In the first maintenance week using the Core Recycler with, on average, a team of 3 1/2 staff, output increased dramatically. They completed 20 greens, all 18 teeing areas, some of which have four or five separate tees (3/4 hectares of tees), 1.2 hectares of aprons, and a hectare of run offs. It took just that initial week for the Fulwell squad to become comfortable and competent operators.
Prior to buying the Core Recycler, their best "result" was 1 1/4 hectares of greens and 3/4 hectares of tees/aprons carried out by a team of seven working flat out. In a perfect week they would aim to complete 18 to 19 greens and possibly two to three tees or aprons. Two hectares of output would be the best they could hope to achieve.

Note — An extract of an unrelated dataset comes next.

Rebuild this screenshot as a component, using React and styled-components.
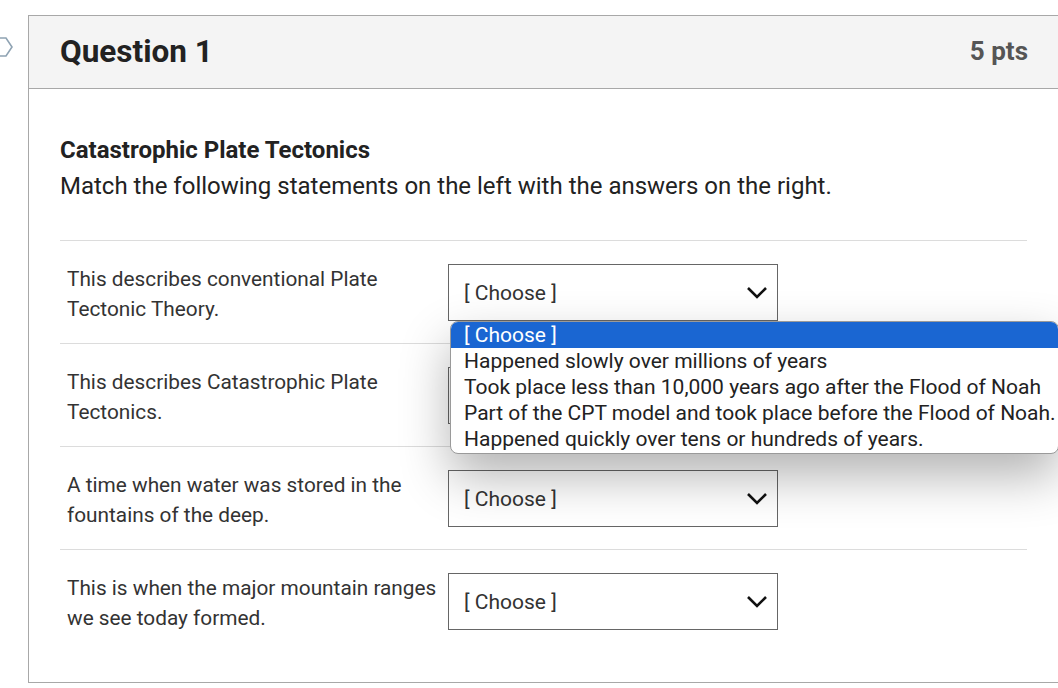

The Core Recycler is cleaned every day after use. However, the only wear that is likely to occur, in time, is to the brush heads. No complicated or expensive maintenance is required.
A handful of recycled cores after passing through the sieves showing the separated thatch content.
Close up of a single pass with the recycler - fitted with solid tubes in the sieves thurs performing as a collector rather than a recycler.
The team at Fulwell was operating in very dry conditions so decided against sanding prior to recycling. However, in different conditions for example, they would have dressed the surface with sand prior to coring. A very interesting theory is to top dress first before coring. The recycler then lifts both the cores and top dressing, all of which travels through the sieves of the recycler and is then returned to the surface in a "mixed" state.
This is a mid stage photo of the Fulwell operation. Here no further dressing has been applied other than what has been recycled and brushed in, easily over 50% of the tine holes have been filled.